| THE EXERCISE |
Make an exact copy of the records, dropping all pictures.

| DATA EXTRACT |
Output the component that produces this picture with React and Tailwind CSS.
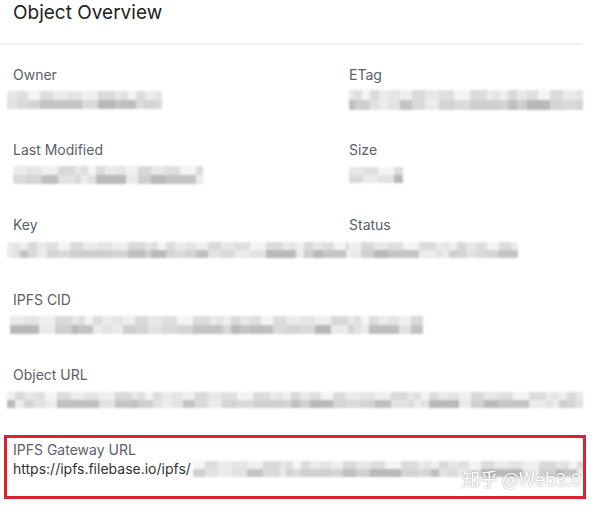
import React from "react";

const shades = ["#d4d4d4", "#c4c4c4", "#e2e2e2", "#b9b9b9", "#dadada", "#cfcfcf", "#ebebeb", "#bfbfbf"];

// pixelated, blurred placeholder for a hidden value
function Mosaic({ width, seed = 1, height = 18, className = "" }) {
  const cells = [];
  let x = 0;
  let s = seed;
  while (x < width) {
    s = (s * 9301 + 49297) % 233280;
    const w = Math.min(6 + (s % 12), width - x);
    const top = shades[s % shades.length];
    const bottom = shades[(s >> 3) % shades.length];
    cells.push({ w, top, bottom });
    x += w;
  }
  return (
    <div className={`flex blur-[1px] ${className}`} style={{ width, height }}>
      {cells.map((c, i) => (
        <div key={i} className="flex flex-col" style={{ width: c.w }}>
          <div className="flex-1" style={{ background: c.top, opacity: 0.55 }} />
          <div className="flex-1" style={{ background: c.bottom }} />
        </div>
      ))}
    </div>
  );
}

function Field({ label, children }) {
  return (
    <div className="flex flex-col">
      <p className="text-[14px] leading-[20px] text-[#5c6066]">{label}</p>
      <div className="mt-[5px] h-[20px] flex items-center">{children}</div>
    </div>
  );
}

export default function App() {
  return (
    <div className="w-[600px] h-[507px] bg-white overflow-hidden font-['Inter','Liberation_Sans',sans-serif]">
      <h1 className="pl-[13px] h-[28px] text-[19px] leading-[26px] text-[#222]">Object Overview</h1>
      <div className="mt-[15px] h-[2px] w-[583px] bg-[#f1f1f1]" />

      <div className="mt-[20px] pl-[13px] grid grid-cols-[336px_1fr] gap-y-[30px]">
        <Field label="Owner">
          <Mosaic width={155} seed={3} className="-ml-[6px]" />
        </Field>
        <Field label="ETag">
          <Mosaic width={234} seed={11} height={20} />
        </Field>

        <Field label="Last Modified">
          <Mosaic width={190} seed={7} />
        </Field>
        <Field label="Size">
          <Mosaic width={54} seed={19} height={16} />
        </Field>

        <Field label="Key">
          <Mosaic width={342} seed={23} height={16} className="-ml-[6px]" />
        </Field>
        <Field label="Status">
          <Mosaic width={169} seed={29} height={16} />
        </Field>

        <div className="col-span-2">
          <Field label="IPFS CID">
            <Mosaic width={413} seed={31} className="-ml-[3px]" />
          </Field>
        </div>

        <div className="col-span-2">
          <Field label="Object URL">
            <Mosaic width={576} seed={37} height={16} className="-ml-[6px]" />
          </Field>
        </div>
      </div>

      <div className="relative mt-[25px] ml-[4px] w-[582px] h-[64px] border-[3px] border-[#d9232e] pl-[6px] pt-[2px] overflow-hidden">
        <p className="text-[14px] leading-[20px] text-[#5c6066]">IPFS Gateway URL</p>
        <div className="flex items-center h-[20px] mt-[-1px]">
          <span className="text-[14px] leading-[20px] text-[#333] whitespace-nowrap">https://ipfs.filebase.io/ipfs/</span>
          <Mosaic width={395} seed={41} height={16} className="ml-[2px]" />
        </div>
        <span className="absolute left-[455px] top-[28px] whitespace-nowrap text-[18px] leading-[24px] text-white [text-shadow:0_0_2px_#8a8a8a] font-['Noto_Sans_CJK_SC','Liberation_Sans',sans-serif]">
          知乎 @Web3.0
        </span>
      </div>
    </div>
  );
}
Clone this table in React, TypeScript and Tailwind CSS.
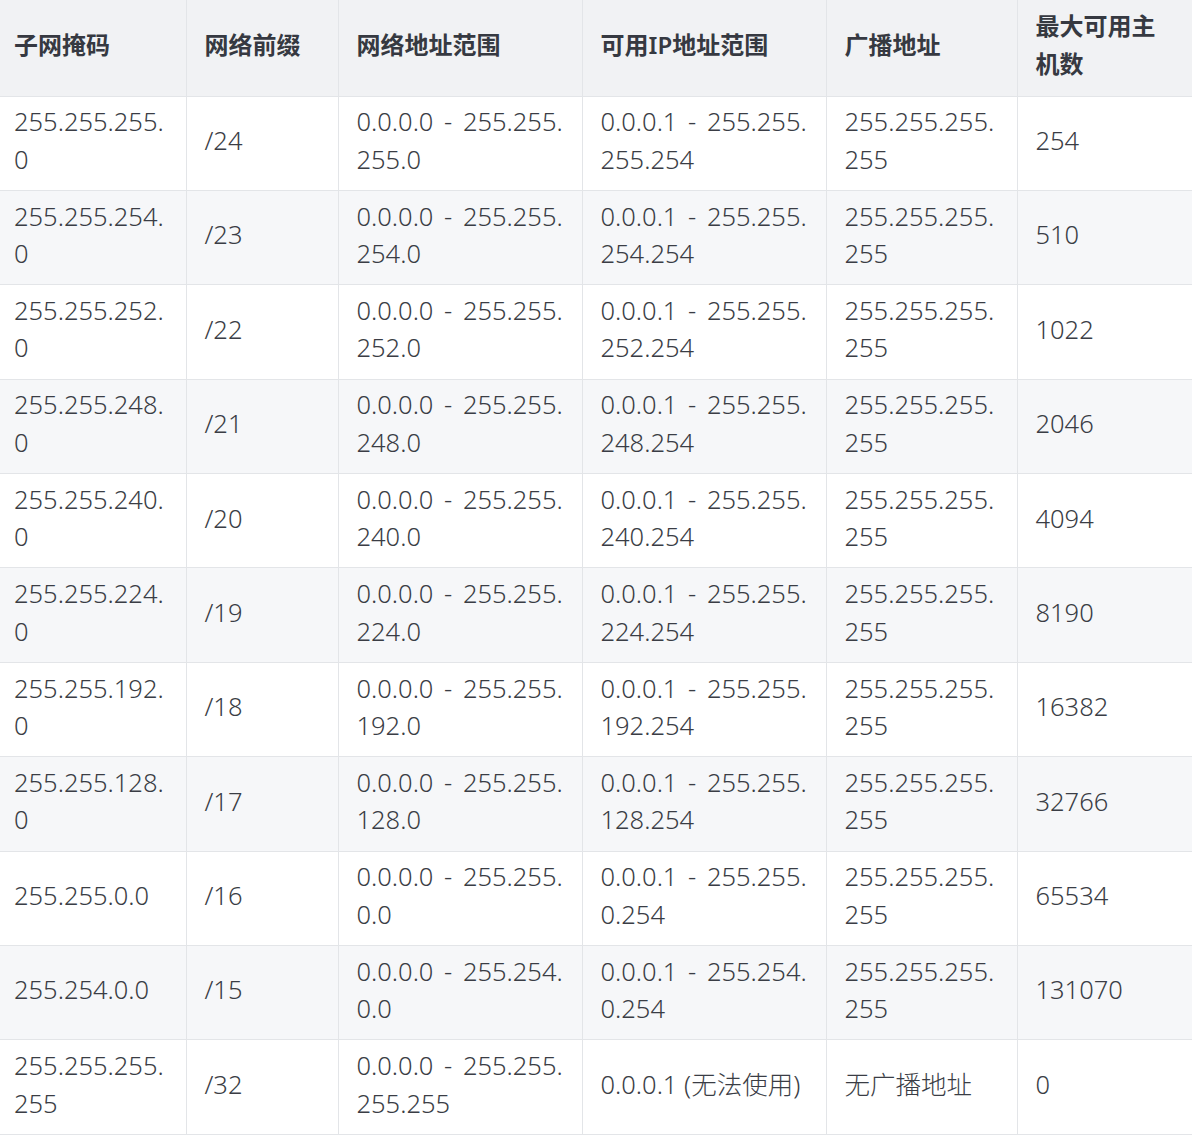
import React from "react";

const headers = ["子网掩码", "网络前缀", "网络地址范围", "可用IP地址范围", "广播地址", ["最大可用主", "机数"]];

const widths = ["w-[186px]", "w-[152px]", "w-[244px]", "w-[244px]", "w-[191px]", "w-[175px]"];

type Row = { mask: string[]; prefix: string; net: string[]; usable: string[]; bcast: string[]; hosts: string };

const mk = (m: string, p: string, hosts: string): Row => ({
  mask: [`255.255.${m}.`, "0"],
  prefix: p,
  net: ["0.0.0.0 - 255.255.", `${m}.0`],
  usable: ["0.0.0.1 - 255.255.", `${m}.254`],
  bcast: ["255.255.255.", "255"],
  hosts,
});

const rows: Row[] = [
  mk("255", "/24", "254"),
  mk("254", "/23", "510"),
  mk("252", "/22", "1022"),
  mk("248", "/21", "2046"),
  mk("240", "/20", "4094"),
  mk("224", "/19", "8190"),
  mk("192", "/18", "16382"),
  mk("128", "/17", "32766"),
  {
    mask: ["255.255.0.0"],
    prefix: "/16",
    net: ["0.0.0.0 - 255.255.", "0.0"],
    usable: ["0.0.0.1 - 255.255.", "0.254"],
    bcast: ["255.255.255.", "255"],
    hosts: "65534",
  },
  {
    mask: ["255.254.0.0"],
    prefix: "/15",
    net: ["0.0.0.0 - 255.254.", "0.0"],
    usable: ["0.0.0.1 - 255.254.", "0.254"],
    bcast: ["255.255.255.", "255"],
    hosts: "131070",
  },
  {
    mask: ["255.255.255.", "255"],
    prefix: "/32",
    net: ["0.0.0.0 - 255.255.", "255.255"],
    usable: ["0.0.0.1 (无法使用)"],
    bcast: ["无广播地址"],
    hosts: "0",
  },
];

function Lines({ lines }: { lines: string[] }) {
  return (
    <>
      {lines.map((l, i) => (
        <div key={i} className={`whitespace-pre ${l.includes(" - ") ? "[word-spacing:4px]" : ""}`}>
          {l}
        </div>
      ))}
    </>
  );
}

export default function App() {
  const font = { fontFamily: '"Noto Sans", "Noto Sans CJK SC", sans-serif' };
  return (
    <div className="w-[1192px] h-[1144px] bg-white overflow-hidden" style={font}>
      <table className="table-fixed border-collapse w-[1192px]">
        <colgroup>
          {widths.map((w, i) => (
            <col key={i} className={w} />
          ))}
        </colgroup>
        <thead>
          <tr className="h-[96px] bg-[#f1f2f4]">
            {headers.map((h, i) => (
              <th
                key={i}
                className={`border border-[#e3e5e8] border-t-0 text-left align-middle font-semibold text-[24px] leading-[38px] text-[#363941] pb-[6px] ${
                  i === 0 ? "pl-[14px] border-l-0" : "pl-[18px]"
                } ${i === 5 ? "border-r-0" : ""}`}
              >
                {Array.isArray(h) ? <Lines lines={h} /> : h}
              </th>
            ))}
          </tr>
        </thead>
        <tbody>
          {rows.map((r, ri) => {
            const cells = [r.mask, [r.prefix], r.net, r.usable, r.bcast, [r.hosts]];
            return (
              <tr key={ri} className={`h-[94.4px] ${ri % 2 === 1 ? "bg-[#f6f7f9]" : "bg-white"}`}>
                {cells.map((c, ci) => (
                  <td
                    key={ci}
                    className={`border border-[#e3e5e8] align-middle font-light text-[25.5px] leading-[37.5px] text-[#3a3d45] pb-[5px] ${
                      ci === 0 ? "pl-[14px] border-l-0" : "pl-[18px]"
                    } ${ci === 5 ? "border-r-0" : ""}`}
                  >
                    <Lines lines={c} />
                  </td>
                ))}
              </tr>
            );
          })}
        </tbody>
      </table>
    </div>
  );
}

| ANSWER TO THE EXERCISE |
Output the component that produces this picture with React and Tailwind CSS.
import React from "react";

const shades = ["#d4d4d4", "#c4c4c4", "#e2e2e2", "#b9b9b9", "#dadada", "#cfcfcf", "#ebebeb", "#bfbfbf"];

// pixelated, blurred placeholder for a hidden value
function Mosaic({ width, seed = 1, height = 18, className = "" }) {
  const cells = [];
  let x = 0;
  let s = seed;
  while (x < width) {
    s = (s * 9301 + 49297) % 233280;
    const w = Math.min(6 + (s % 12), width - x);
    const top = shades[s % shades.length];
    const bottom = shades[(s >> 3) % shades.length];
    cells.push({ w, top, bottom });
    x += w;
  }
  return (
    <div className={`flex blur-[1px] ${className}`} style={{ width, height }}>
      {cells.map((c, i) => (
        <div key={i} className="flex flex-col" style={{ width: c.w }}>
          <div className="flex-1" style={{ background: c.top, opacity: 0.55 }} />
          <div className="flex-1" style={{ background: c.bottom }} />
        </div>
      ))}
    </div>
  );
}

function Field({ label, children }) {
  return (
    <div className="flex flex-col">
      <p className="text-[14px] leading-[20px] text-[#5c6066]">{label}</p>
      <div className="mt-[5px] h-[20px] flex items-center">{children}</div>
    </div>
  );
}

export default function App() {
  return (
    <div className="w-[600px] h-[507px] bg-white overflow-hidden font-['Inter','Liberation_Sans',sans-serif]">
      <h1 className="pl-[13px] h-[28px] text-[19px] leading-[26px] text-[#222]">Object Overview</h1>
      <div className="mt-[15px] h-[2px] w-[583px] bg-[#f1f1f1]" />

      <div className="mt-[20px] pl-[13px] grid grid-cols-[336px_1fr] gap-y-[30px]">
        <Field label="Owner">
          <Mosaic width={155} seed={3} className="-ml-[6px]" />
        </Field>
        <Field label="ETag">
          <Mosaic width={234} seed={11} height={20} />
        </Field>

        <Field label="Last Modified">
          <Mosaic width={190} seed={7} />
        </Field>
        <Field label="Size">
          <Mosaic width={54} seed={19} height={16} />
        </Field>

        <Field label="Key">
          <Mosaic width={342} seed={23} height={16} className="-ml-[6px]" />
        </Field>
        <Field label="Status">
          <Mosaic width={169} seed={29} height={16} />
        </Field>

        <div className="col-span-2">
          <Field label="IPFS CID">
            <Mosaic width={413} seed={31} className="-ml-[3px]" />
          </Field>
        </div>

        <div className="col-span-2">
          <Field label="Object URL">
            <Mosaic width={576} seed={37} height={16} className="-ml-[6px]" />
          </Field>
        </div>
      </div>

      <div className="relative mt-[25px] ml-[4px] w-[582px] h-[64px] border-[3px] border-[#d9232e] pl-[6px] pt-[2px] overflow-hidden">
        <p className="text-[14px] leading-[20px] text-[#5c6066]">IPFS Gateway URL</p>
        <div className="flex items-center h-[20px] mt-[-1px]">
          <span className="text-[14px] leading-[20px] text-[#333] whitespace-nowrap">https://ipfs.filebase.io/ipfs/</span>
          <Mosaic width={395} seed={41} height={16} className="ml-[2px]" />
        </div>
        <span className="absolute left-[455px] top-[28px] whitespace-nowrap text-[18px] leading-[24px] text-white [text-shadow:0_0_2px_#8a8a8a] font-['Noto_Sans_CJK_SC','Liberation_Sans',sans-serif]">
          知乎 @Web3.0
        </span>
      </div>
    </div>
  );
}
Clone this table in React, TypeScript and Tailwind CSS.
import React from "react";

const headers = ["子网掩码", "网络前缀", "网络地址范围", "可用IP地址范围", "广播地址", ["最大可用主", "机数"]];

const widths = ["w-[186px]", "w-[152px]", "w-[244px]", "w-[244px]", "w-[191px]", "w-[175px]"];

type Row = { mask: string[]; prefix: string; net: string[]; usable: string[]; bcast: string[]; hosts: string };

const mk = (m: string, p: string, hosts: string): Row => ({
  mask: [`255.255.${m}.`, "0"],
  prefix: p,
  net: ["0.0.0.0 - 255.255.", `${m}.0`],
  usable: ["0.0.0.1 - 255.255.", `${m}.254`],
  bcast: ["255.255.255.", "255"],
  hosts,
});

const rows: Row[] = [
  mk("255", "/24", "254"),
  mk("254", "/23", "510"),
  mk("252", "/22", "1022"),
  mk("248", "/21", "2046"),
  mk("240", "/20", "4094"),
  mk("224", "/19", "8190"),
  mk("192", "/18", "16382"),
  mk("128", "/17", "32766"),
  {
    mask: ["255.255.0.0"],
    prefix: "/16",
    net: ["0.0.0.0 - 255.255.", "0.0"],
    usable: ["0.0.0.1 - 255.255.", "0.254"],
    bcast: ["255.255.255.", "255"],
    hosts: "65534",
  },
  {
    mask: ["255.254.0.0"],
    prefix: "/15",
    net: ["0.0.0.0 - 255.254.", "0.0"],
    usable: ["0.0.0.1 - 255.254.", "0.254"],
    bcast: ["255.255.255.", "255"],
    hosts: "131070",
  },
  {
    mask: ["255.255.255.", "255"],
    prefix: "/32",
    net: ["0.0.0.0 - 255.255.", "255.255"],
    usable: ["0.0.0.1 (无法使用)"],
    bcast: ["无广播地址"],
    hosts: "0",
  },
];

function Lines({ lines }: { lines: string[] }) {
  return (
    <>
      {lines.map((l, i) => (
        <div key={i} className={`whitespace-pre ${l.includes(" - ") ? "[word-spacing:4px]" : ""}`}>
          {l}
        </div>
      ))}
    </>
  );
}

export default function App() {
  const font = { fontFamily: '"Noto Sans", "Noto Sans CJK SC", sans-serif' };
  return (
    <div className="w-[1192px] h-[1144px] bg-white overflow-hidden" style={font}>
      <table className="table-fixed border-collapse w-[1192px]">
        <colgroup>
          {widths.map((w, i) => (
            <col key={i} className={w} />
          ))}
        </colgroup>
        <thead>
          <tr className="h-[96px] bg-[#f1f2f4]">
            {headers.map((h, i) => (
              <th
                key={i}
                className={`border border-[#e3e5e8] border-t-0 text-left align-middle font-semibold text-[24px] leading-[38px] text-[#363941] pb-[6px] ${
                  i === 0 ? "pl-[14px] border-l-0" : "pl-[18px]"
                } ${i === 5 ? "border-r-0" : ""}`}
              >
                {Array.isArray(h) ? <Lines lines={h} /> : h}
              </th>
            ))}
          </tr>
        </thead>
        <tbody>
          {rows.map((r, ri) => {
            const cells = [r.mask, [r.prefix], r.net, r.usable, r.bcast, [r.hosts]];
            return (
              <tr key={ri} className={`h-[94.4px] ${ri % 2 === 1 ? "bg-[#f6f7f9]" : "bg-white"}`}>
                {cells.map((c, ci) => (
                  <td
                    key={ci}
                    className={`border border-[#e3e5e8] align-middle font-light text-[25.5px] leading-[37.5px] text-[#3a3d45] pb-[5px] ${
                      ci === 0 ? "pl-[14px] border-l-0" : "pl-[18px]"
                    } ${ci === 5 ? "border-r-0" : ""}`}
                  >
                    <Lines lines={c} />
                  </td>
                ))}
              </tr>
            );
          })}
        </tbody>
      </table>
    </div>
  );
}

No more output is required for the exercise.